One of the most successful implementations to improve scalability are Layer 2 networks like Bitcoin’s Lightning Network and Ethereum scaling solutions like Polygon, Arbitrum, Optimism, and Base.
Energy usage
Concerns have been raised over the energy usage of proof-of-work (PoW) blockchains like Bitcoin. Confirming new blocks requires a vast amount of computational power and electricity. However, according to a 2024 study by KPMG, Bitcoin mining’s energy usage is becoming increasingly efficient, with a growing reliance on renewable energy sources such as hydropower, wind, and solar. This shift not only helps stabilize power grids but also reduces methane emissions by converting waste gasses into electricity.
Alternatives to PoW have been invented to mitigate this problem. Proof-of-stake (PoS) is one popular consensus mechanism that is touted as being much more energy-efficient than PoW. Rather than using energy to solve complex mathematical problems, PoS relies on users to lock up or “stake” their funds for a set amount of time to help secure the network. As of 2022, Ethereum, the second most popular blockchain, moved to a PoS consensus mechanism.
Regulation
There’s also the issue of regulatory concerns. New tech landscape combined with a new asset class poses challenges to both innovators and regulators. Regulations tend to be conceived and implemented at a snail’s pace, while technology advances at light speed. This discrepancy leads to a long period of many legal gray areas existing. For instance, some countries are creating comprehensive regulatory frameworks while others still grapple with how to classify digital assets.
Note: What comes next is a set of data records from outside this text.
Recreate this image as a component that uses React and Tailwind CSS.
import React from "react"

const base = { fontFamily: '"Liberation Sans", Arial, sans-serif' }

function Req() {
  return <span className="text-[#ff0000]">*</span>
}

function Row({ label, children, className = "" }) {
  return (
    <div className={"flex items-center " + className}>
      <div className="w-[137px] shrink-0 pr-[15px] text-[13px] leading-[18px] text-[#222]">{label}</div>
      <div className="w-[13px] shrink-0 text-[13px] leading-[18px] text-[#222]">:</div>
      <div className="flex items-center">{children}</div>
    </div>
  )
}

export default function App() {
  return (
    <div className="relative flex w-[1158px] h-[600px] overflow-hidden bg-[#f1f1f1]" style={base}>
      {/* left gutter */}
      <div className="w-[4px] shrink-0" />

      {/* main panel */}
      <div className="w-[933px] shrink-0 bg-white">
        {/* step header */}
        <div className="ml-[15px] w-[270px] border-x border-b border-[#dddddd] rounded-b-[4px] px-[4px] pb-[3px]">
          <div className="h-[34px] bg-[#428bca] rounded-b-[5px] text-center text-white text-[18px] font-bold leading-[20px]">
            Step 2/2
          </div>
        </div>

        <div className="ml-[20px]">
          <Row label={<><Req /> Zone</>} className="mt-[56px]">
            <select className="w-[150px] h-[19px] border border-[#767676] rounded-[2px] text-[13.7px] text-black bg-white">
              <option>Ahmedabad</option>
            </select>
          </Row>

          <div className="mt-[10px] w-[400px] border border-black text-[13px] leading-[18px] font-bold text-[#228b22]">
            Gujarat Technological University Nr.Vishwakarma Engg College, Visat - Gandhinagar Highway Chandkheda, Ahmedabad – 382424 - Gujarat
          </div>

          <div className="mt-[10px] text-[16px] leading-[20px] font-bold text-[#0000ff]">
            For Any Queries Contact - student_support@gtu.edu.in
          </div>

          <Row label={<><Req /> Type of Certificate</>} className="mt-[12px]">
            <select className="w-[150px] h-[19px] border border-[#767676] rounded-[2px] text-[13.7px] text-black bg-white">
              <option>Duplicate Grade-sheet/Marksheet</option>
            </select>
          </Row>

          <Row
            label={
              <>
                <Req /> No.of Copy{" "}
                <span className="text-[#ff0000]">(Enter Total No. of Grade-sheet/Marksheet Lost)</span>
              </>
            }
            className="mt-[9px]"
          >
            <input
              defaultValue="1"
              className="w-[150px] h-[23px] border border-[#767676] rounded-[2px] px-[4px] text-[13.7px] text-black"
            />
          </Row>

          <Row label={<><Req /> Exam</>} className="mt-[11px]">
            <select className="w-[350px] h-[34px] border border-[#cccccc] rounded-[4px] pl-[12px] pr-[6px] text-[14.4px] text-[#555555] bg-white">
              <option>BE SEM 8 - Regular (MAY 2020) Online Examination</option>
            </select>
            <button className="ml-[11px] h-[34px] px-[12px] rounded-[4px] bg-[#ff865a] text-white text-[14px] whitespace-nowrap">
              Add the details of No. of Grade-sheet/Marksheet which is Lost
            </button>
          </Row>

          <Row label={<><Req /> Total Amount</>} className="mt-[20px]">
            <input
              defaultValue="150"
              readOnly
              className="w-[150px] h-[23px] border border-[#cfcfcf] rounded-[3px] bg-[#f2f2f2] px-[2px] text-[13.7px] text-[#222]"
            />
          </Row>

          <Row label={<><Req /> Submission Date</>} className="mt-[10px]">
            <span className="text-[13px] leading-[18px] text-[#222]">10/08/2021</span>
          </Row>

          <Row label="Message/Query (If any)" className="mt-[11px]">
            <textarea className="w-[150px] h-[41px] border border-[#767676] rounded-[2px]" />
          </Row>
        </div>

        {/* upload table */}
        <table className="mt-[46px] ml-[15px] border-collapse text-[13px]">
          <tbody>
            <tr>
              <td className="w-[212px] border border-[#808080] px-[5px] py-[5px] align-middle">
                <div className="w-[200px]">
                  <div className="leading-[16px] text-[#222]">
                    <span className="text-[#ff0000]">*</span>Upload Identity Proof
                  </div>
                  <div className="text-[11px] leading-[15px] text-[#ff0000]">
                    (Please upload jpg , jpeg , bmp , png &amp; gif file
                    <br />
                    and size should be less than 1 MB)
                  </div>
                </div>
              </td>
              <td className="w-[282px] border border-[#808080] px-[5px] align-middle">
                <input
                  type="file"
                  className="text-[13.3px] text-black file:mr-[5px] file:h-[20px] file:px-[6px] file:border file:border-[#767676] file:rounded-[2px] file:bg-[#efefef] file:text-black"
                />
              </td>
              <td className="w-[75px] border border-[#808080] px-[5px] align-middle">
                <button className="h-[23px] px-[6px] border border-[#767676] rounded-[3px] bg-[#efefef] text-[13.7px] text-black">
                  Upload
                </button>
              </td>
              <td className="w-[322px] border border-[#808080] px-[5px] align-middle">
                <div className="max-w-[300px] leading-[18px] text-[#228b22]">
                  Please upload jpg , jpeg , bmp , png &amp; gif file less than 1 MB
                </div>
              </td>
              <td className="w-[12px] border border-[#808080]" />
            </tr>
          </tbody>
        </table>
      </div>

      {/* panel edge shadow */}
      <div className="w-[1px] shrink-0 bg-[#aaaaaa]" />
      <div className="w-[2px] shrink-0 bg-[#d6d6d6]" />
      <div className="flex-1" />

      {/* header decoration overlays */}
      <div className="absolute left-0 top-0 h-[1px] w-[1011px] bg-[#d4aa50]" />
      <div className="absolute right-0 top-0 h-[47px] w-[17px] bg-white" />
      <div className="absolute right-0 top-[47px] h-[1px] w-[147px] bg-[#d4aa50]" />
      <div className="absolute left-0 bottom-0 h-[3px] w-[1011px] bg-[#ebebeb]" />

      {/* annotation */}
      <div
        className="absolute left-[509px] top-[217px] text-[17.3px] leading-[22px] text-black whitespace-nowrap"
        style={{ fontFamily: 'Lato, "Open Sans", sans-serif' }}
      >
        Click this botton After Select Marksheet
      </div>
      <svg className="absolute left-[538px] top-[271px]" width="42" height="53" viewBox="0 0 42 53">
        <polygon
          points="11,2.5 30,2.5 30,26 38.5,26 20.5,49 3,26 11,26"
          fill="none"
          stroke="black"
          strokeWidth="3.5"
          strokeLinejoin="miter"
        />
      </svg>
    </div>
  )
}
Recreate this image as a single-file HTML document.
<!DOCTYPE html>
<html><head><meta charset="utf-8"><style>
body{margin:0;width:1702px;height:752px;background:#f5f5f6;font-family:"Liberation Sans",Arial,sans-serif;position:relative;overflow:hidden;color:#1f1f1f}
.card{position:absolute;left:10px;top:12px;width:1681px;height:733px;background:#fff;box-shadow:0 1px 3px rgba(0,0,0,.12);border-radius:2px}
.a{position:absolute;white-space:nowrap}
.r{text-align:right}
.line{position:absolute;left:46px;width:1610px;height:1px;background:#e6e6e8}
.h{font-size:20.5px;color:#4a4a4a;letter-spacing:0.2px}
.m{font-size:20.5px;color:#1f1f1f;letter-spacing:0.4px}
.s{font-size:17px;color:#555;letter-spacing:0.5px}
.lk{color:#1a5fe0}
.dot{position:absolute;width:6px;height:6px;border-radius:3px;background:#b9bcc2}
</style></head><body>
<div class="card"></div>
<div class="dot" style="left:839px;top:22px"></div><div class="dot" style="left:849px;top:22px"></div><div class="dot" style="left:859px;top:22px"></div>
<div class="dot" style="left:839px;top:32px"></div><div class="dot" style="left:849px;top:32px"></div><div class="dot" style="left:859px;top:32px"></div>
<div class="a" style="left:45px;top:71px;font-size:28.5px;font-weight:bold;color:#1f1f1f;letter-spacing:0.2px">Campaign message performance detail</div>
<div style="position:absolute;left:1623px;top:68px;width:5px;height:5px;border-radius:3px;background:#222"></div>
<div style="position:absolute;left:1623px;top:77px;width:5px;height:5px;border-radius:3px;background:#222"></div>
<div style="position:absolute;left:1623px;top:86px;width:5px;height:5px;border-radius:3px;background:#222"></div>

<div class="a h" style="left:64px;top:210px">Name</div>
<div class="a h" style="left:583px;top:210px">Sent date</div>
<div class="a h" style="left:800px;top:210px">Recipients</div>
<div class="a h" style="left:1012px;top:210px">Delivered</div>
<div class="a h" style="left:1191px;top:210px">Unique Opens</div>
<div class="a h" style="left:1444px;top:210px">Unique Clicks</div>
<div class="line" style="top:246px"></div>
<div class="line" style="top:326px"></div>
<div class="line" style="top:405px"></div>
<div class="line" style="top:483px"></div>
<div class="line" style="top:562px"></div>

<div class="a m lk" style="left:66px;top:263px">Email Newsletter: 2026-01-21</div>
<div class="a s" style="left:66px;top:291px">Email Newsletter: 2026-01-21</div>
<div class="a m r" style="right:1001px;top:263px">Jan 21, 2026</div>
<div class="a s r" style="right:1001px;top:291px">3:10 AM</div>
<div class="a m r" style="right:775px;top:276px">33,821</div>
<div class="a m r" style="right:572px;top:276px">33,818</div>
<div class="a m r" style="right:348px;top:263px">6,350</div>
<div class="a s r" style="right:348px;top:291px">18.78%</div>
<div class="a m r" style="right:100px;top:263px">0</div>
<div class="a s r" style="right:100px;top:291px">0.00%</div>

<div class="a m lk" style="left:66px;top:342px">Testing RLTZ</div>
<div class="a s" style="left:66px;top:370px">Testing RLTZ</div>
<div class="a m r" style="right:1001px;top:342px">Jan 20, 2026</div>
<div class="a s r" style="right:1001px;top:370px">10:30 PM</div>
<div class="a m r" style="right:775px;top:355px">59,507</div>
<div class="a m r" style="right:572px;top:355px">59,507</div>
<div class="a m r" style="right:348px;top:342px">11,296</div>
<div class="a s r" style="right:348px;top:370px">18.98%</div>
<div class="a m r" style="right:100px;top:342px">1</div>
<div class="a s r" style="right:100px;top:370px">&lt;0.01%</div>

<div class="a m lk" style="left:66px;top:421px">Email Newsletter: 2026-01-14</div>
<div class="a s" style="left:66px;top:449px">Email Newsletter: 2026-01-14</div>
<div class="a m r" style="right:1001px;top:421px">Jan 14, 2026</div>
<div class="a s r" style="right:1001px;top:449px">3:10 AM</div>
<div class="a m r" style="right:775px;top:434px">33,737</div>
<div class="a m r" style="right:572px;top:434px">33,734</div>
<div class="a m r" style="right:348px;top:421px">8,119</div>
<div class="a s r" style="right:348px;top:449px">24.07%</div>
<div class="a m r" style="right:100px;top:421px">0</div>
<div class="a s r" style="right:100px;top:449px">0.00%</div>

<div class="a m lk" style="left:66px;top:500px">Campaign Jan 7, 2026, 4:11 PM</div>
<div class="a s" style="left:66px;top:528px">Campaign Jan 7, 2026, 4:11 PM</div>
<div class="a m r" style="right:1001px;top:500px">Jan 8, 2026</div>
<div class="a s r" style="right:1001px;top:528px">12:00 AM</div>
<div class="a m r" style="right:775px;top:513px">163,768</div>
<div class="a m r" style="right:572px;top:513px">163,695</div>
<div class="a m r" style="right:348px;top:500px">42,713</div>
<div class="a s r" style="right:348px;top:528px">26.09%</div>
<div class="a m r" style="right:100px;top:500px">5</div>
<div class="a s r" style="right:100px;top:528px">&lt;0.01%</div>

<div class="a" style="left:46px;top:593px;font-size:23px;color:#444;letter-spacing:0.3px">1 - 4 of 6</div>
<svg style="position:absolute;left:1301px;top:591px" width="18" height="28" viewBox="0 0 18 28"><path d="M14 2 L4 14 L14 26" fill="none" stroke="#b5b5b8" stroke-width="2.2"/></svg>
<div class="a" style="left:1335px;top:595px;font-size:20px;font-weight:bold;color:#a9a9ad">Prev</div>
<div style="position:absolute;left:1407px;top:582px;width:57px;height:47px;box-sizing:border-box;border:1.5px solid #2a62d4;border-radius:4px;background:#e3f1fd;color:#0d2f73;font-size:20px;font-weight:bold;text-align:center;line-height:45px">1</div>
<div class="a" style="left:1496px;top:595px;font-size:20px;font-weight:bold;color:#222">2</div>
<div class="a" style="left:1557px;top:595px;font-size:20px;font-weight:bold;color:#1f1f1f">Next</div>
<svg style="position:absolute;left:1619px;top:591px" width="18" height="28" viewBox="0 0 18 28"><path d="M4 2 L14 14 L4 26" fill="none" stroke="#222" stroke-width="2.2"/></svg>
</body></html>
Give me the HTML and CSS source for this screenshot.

Summarizing the blockchain transformation
The ability to maintain a decentralized database that can’t be changed introduces a lot of revolutionary new ideas. It can democratize and make entire industries transparent, like DeFi has begun to do. Many of the most interesting applications have yet to be perfected, like blockchain’s potential in insurance, regtech, and asset management.
One of the best ways to learn about blockchain is to engage with the technology itself. Consider experimenting with web-based or mobile wallets, which tend to be the most user-friendly. Some DeFi and Web3 protocols are also relatively easy to use with minimal investments of time and money.